Jobs are being cut at Guernsey Post as its business transformation programme continues.
At least ten people employed through freight subsidiary HR Air are losing their jobs, while other eligible staff are being offered voluntary redundancy packages.
The utility has said this next phase of its transformation programme “will impact staffing levels”.
Steve Sheridan, Chief Executive of Guernsey Post, said they’ve been talking to the Communication Workers Union and the Guernsey Post Employee Representative Group to find a way forward together.
“This has been a very difficult decision, but a necessary one to respond to changing market dynamics and ensure we are operating in a way that is both efficient and sustainable,” said Mr Sheridan.

“These changes affect both Guernsey Post and HR Air and are part of a broader effort to strengthen our operations for the future. Our priority is to support our colleagues through this transition while continuing to deliver reliable and high-quality service to our customers. The HR brand remains an important part of our group, and these changes will enhance our overall capability as we move forward.”
HR Air is Guernsey Post’s freight subsidiary.
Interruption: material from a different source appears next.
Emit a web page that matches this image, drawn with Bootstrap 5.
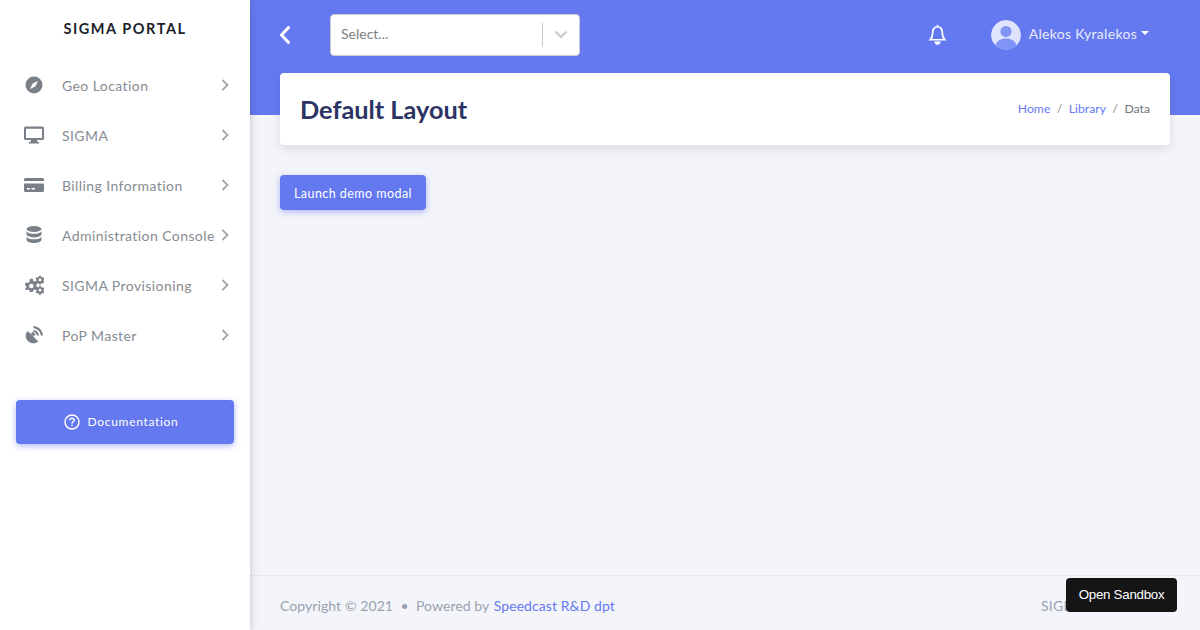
<!DOCTYPE html>
<html lang="en"><head><meta charset="utf-8"><title>Default Layout</title>
<link href="https://cdn.jsdelivr.net/npm/bootstrap@5.3.0/dist/css/bootstrap.min.css" rel="stylesheet">
<style>
html,body{height:100%;margin:0;overflow:hidden}
body{font-family:"Lato","Noto Sans",sans-serif;background:#f4f5fa;font-size:14px;color:#6c757d}
.shell{width:1200px;height:630px}
.side{width:250px;flex:none;background:#fff;box-shadow:0 0 8px rgba(58,59,69,.28);z-index:2}
.brand{height:61px;font-weight:700;font-size:14.500px;letter-spacing:1.55px;color:#1c1f2b;padding-top:20px;line-height:18px;text-align:center}
.menu-row{height:50px;padding:0 20px 0 24px;color:#868c93;font-size:14px;letter-spacing:.42px;text-decoration:none;white-space:nowrap}
.menu-ico{width:20px;height:20px;fill:#7a8087;flex:none;margin:-2px 18px 0 0}
.menu-row .lbl{flex:1;padding-bottom:2px}
.chev{width:10px;height:12px;fill:none;stroke:#a2a7ad;stroke-width:1.8;flex:none;margin-top:-3px}
.doc-wrap{padding:39px 16px 0}
.doc-btn{background:#6478f0;border:0;border-radius:4px;height:44px;width:100%;color:#fff;font-size:12px;letter-spacing:.68px;padding-right:20px;box-shadow:0 2px 6px rgba(100,120,240,.5)}
.main-area{min-width:0;position:relative}
.band{background:#6478f0;height:115px;padding:0 30px}
.topbar{height:69px}
.back{width:12px;height:20px;fill:none;stroke:#fff;stroke-width:3;stroke-linecap:round;stroke-linejoin:round;margin-right:39px;margin-left:-1px}
.pick{width:250px;height:42px;background:#fff;border:1px solid #ccc;border-radius:4px;padding-left:10px;color:#808080;font-size:14px}
.pick .txt{padding-bottom:2px}
.pick .sep{width:1px;height:24px;background:#ccc;margin-right:11px}
.pick .down{width:14px;height:9px;fill:none;stroke:#ccc;stroke-width:2.200;margin-right:11px}
.bell{width:19px;height:22px;fill:none;stroke:#fff;stroke-width:1.900;margin-right:44px}
.avatar{width:30px;height:30px;border-radius:50%;margin-right:8px}
.uname{color:#e9ecfd;font-size:14px;letter-spacing:.3px;padding-bottom:2px}
.caret{width:0;height:0;border-left:4px solid transparent;border-right:4px solid transparent;border-top:4px solid #fff;margin:-4px 21px 0 4px}
.title-card{height:72px;background:#fff;border-radius:4px;box-shadow:0 4px 10px rgba(58,59,69,.13);padding:0 20px;margin-top:4px}
.title-card h1{font-size:25.300px;font-weight:700;color:#2b3462;margin:0}
.crumbs{font-size:12.200px;margin:0;--bs-breadcrumb-divider-color:#888;--bs-breadcrumb-item-padding-x:6.500px}
.crumbs a{color:#6478f0;text-decoration:none}
.crumbs .active{color:#6c757d}
.body-pad{padding:60px 30px 0}
.launch{background:#6478f0;border:0;border-radius:4px;color:#fff;height:35px;width:146px;font-size:12.500px;letter-spacing:.45px;padding:3px 0 0;box-shadow:0 2px 6px rgba(100,120,240,.5)}
.foot{height:55px;border-top:1px solid #e6e7ec;padding:4px 30px 0;color:#98a2ae;font-size:14px;letter-spacing:.08px}
.foot a{color:#6478f0;text-decoration:none;margin-left:1px}
.foot-right{letter-spacing:.2px}
.sandbox{position:absolute;right:23px;bottom:18px;width:111px;height:34px;background:#151515;border-radius:4px;color:#fff;font-family:"Liberation Sans",sans-serif;font-size:13.300px;letter-spacing:-.25px;padding-bottom:1px}
</style></head><body>
<div class="shell d-flex">
<aside class="side d-flex flex-column">
<div class="brand">SIGMA PORTAL</div>
<nav class="d-flex flex-column">
<a class="menu-row d-flex align-items-center" href="#"><svg class="menu-ico" viewBox="0 0 20 20"><path fill-rule="evenodd" d="M10 1.500a8.500 8.500 0 1 0 0 17 8.500 8.500 0 0 0 0-17zm4 4.500-2.600 5.500L6 14l2.600-5.500z"/></svg><span class="lbl">Geo Location</span><svg class="chev" viewBox="0 0 10 12"><path d="M2.500 1l5 5-5 5"/></svg></a>
<a class="menu-row d-flex align-items-center" href="#"><svg class="menu-ico" viewBox="0 0 20 20"><path fill-rule="evenodd" d="M1.500 1.500h17A1.500 1.500 0 0 1 20 3v10.500a1.500 1.500 0 0 1-1.500 1.500H13l.5 2H15v1.500H5V17h1.500l.5-2H1.500A1.500 1.500 0 0 1 0 13.500V3a1.500 1.500 0 0 1 1.500-1.500zm.5 2.200v9.300h16V3.700z"/></svg><span class="lbl">SIGMA</span><svg class="chev" viewBox="0 0 10 12"><path d="M2.500 1l5 5-5 5"/></svg></a>
<a class="menu-row d-flex align-items-center" href="#"><svg class="menu-ico" viewBox="0 0 20 20"><path fill-rule="evenodd" d="M0 8.500h20v7A1.500 1.500 0 0 1 18.500 17h-17A1.500 1.500 0 0 1 0 15.500zm3 4.500v1.500h3V13zm4.500 0v1.500H11V13z"/><path d="M1.500 3h17A1.500 1.500 0 0 1 20 4.500V6H0V4.500A1.500 1.500 0 0 1 1.500 3z"/></svg><span class="lbl">Billing Information</span><svg class="chev" viewBox="0 0 10 12"><path d="M2.500 1l5 5-5 5"/></svg></a>
<a class="menu-row d-flex align-items-center" href="#"><svg class="menu-ico" viewBox="0 0 20 20"><ellipse cx="10" cy="4" rx="7.500" ry="3"/><path d="M2.500 6.200c1.200 1.900 4.300 2.600 7.500 2.600s6.300-.7 7.500-2.600v3.300c-.7 1.800-3.800 2.900-7.500 2.900s-6.800-1.100-7.500-2.900z"/><path d="M2.500 11.700c1.200 1.900 4.300 2.600 7.500 2.600s6.300-.7 7.500-2.600V15c-.6 1.900-3.800 3-7.500 3s-6.900-1.100-7.500-3z"/></svg><span class="lbl">Administration Console</span><svg class="chev" viewBox="0 0 10 12"><path d="M2.500 1l5 5-5 5"/></svg></a>
<a class="menu-row d-flex align-items-center" href="#"><svg class="menu-ico" viewBox="0 0 20 20"><path fill-rule="evenodd" d="M5.800 3.800h3l.4 1.900 1.300.7 1.900-.6 1.500 2.500-1.500 1.300v1.600l1.500 1.300-1.500 2.500-1.900-.6-1.300.8-.4 1.900h-3l-.4-1.900-1.300-.8-1.900.6L.7 14l1.500-1.300v-1.600L.7 9.800l1.500-2.500 1.900.6 1.300-.7zm1.500 4.900a2.300 2.300 0 1 0 0 4.600 2.300 2.300 0 0 0 0-4.600z"/><path fill-rule="evenodd" d="M15 .8h2l.3 1.200.9.500 1.200-.4 1 1.700-.9.900v1l.9.900-1 1.700-1.200-.4-.9.500-.3 1.200h-2l-.3-1.200-.9-.5-1.200.4-1-1.700.9-.9v-1l-.9-.9 1-1.700 1.200.4.900-.5zm1 2.800a1.400 1.400 0 1 0 0 2.800 1.400 1.400 0 0 0 0-2.800z"/><path fill-rule="evenodd" d="M15 11h2l.3 1.200.9.500 1.200-.4 1 1.700-.9.900v1l.9.900-1 1.700-1.200-.4-.9.500-.3 1.200h-2l-.3-1.200-.9-.5-1.200.4-1-1.700.9-.9v-1l-.9-.9 1-1.700 1.200.4.900-.5zm1 2.800a1.400 1.400 0 1 0 0 2.800 1.400 1.400 0 0 0 0-2.800z"/></svg><span class="lbl">SIGMA Provisioning</span><svg class="chev" viewBox="0 0 10 12"><path d="M2.500 1l5 5-5 5"/></svg></a>
<a class="menu-row d-flex align-items-center" href="#"><svg class="menu-ico" viewBox="0 0 20 20"><path d="M3.800 6l10.500 10.500c-3 2.500-7.500 2.300-10.400-.6-2.800-2.800-3-6.900-.1-9.900z"/><path d="M8.800 6.800l2.700 2.700-2 2-2.700-2.700z"/><path d="M9.500 1c5.100.3 9.200 4.400 9.500 9.500h-2.200C16.500 6.600 13.300 3.500 9.500 3.200zM9.500 5c3 .2 5.300 2.500 5.500 5.500h-2.200c-.2-1.800-1.500-3.100-3.300-3.300z"/></svg><span class="lbl">PoP Master</span><svg class="chev" viewBox="0 0 10 12"><path d="M2.500 1l5 5-5 5"/></svg></a>
</nav>
<div class="doc-wrap"><button class="doc-btn btn d-flex align-items-center justify-content-center" type="button"><svg class="me-2" width="16" height="16" viewBox="0 0 16 16" fill="none" stroke="#fff" stroke-width="1.500"><circle cx="8" cy="8" r="7"/><path d="M5.800 6.200C5.900 4.900 6.900 4.200 8 4.200c1.300 0 2.200.9 2.200 1.900 0 1.700-2.200 1.600-2.200 3.300"/><path d="M8 10.800v1.300"/></svg><span>Documentation</span></button></div>
</aside>
<div class="main-area flex-grow-1 d-flex flex-column">
<div class="band">
<div class="topbar d-flex align-items-center">
<svg class="back" viewBox="0 0 12 20"><path d="M9.500 2.500L2.500 10l7 7.500"/></svg>
<div class="pick d-flex align-items-center"><span class="txt flex-grow-1">Select...</span><span class="sep"></span><svg class="down" viewBox="0 0 14 9"><path d="M1.500 1.500L7 7l5.500-5.500"/></svg></div>
<div class="ms-auto d-flex align-items-center">
<svg class="bell" viewBox="0 0 22 24"><path d="M11 2.500c-3.600 0-5.500 2.800-5.500 6 0 5-1.200 7-3 9h17c-1.800-2-3-4-3-9 0-3.200-1.900-6-5.500-6z"/><path d="M11 1v1.500" stroke-linecap="round"/><path d="M8.500 20.500h5c-.5 1.600-1.500 2-2.500 2s-2-.4-2.500-2z" fill="#fff"/></svg>
<svg class="avatar" viewBox="0 0 30 30"><circle cx="15" cy="15" r="15" fill="#dfe3fb"/><circle cx="15" cy="11.500" r="5.500" fill="#8094f5"/><path d="M4.500 26c1-5.500 5-7.500 10.500-7.500S24.500 20.500 25.500 26A15 15 0 0 1 15 30 15 15 0 0 1 4.500 26z" fill="#8094f5"/></svg>
<span class="uname">Alekos Kyralekos</span><span class="caret"></span>
</div></div>
<div class="title-card d-flex align-items-center justify-content-between">
<h1>Default Layout</h1>
<ol class="breadcrumb crumbs"><li class="breadcrumb-item"><a href="#">Home</a></li><li class="breadcrumb-item"><a href="#">Library</a></li><li class="breadcrumb-item active">Data</li></ol>
</div></div>
<div class="body-pad flex-grow-1"><button class="launch btn" type="button">Launch demo modal</button></div>
<footer class="foot d-flex align-items-center justify-content-between"><span>Copyright © 2021 &nbsp;•&nbsp; Powered by <a href="#">Speedcast R&amp;D dpt</a></span><span class="foot-right">SIGMA Portal v1.0.0</span></footer>
<div class="sandbox d-flex align-items-center justify-content-center">Open Sandbox</div>
</div></div>
<script src="https://cdn.jsdelivr.net/npm/bootstrap@5.3.0/dist/js/bootstrap.bundle.min.js"></script>
</body></html>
It was bought by Guernsey Post in 2021 in a bid to offset declining mail volumes, but is now facing a “strategic restructuring…in response to changing market conditions”.
While HR Air has bases in Guernsey, Jersey, and at Heathrow, the Guernsey-based freight deliveries will be integrated into Guernsey Post’s core operations in the future.
HR Air’s customer service and administrative functions will relocate to Jersey – making 10 roles at HR Air Guernsey redundant.
Guernsey Post said it is “committed to supporting all affected employees through this transition with care and respect”.
The utility said this stage of the business transformation programme – which was launched in 2023 to improve efficiency, respond to financial pressures, and support the long-term sustainability of the organisation – is a key step towards those ultimate aims.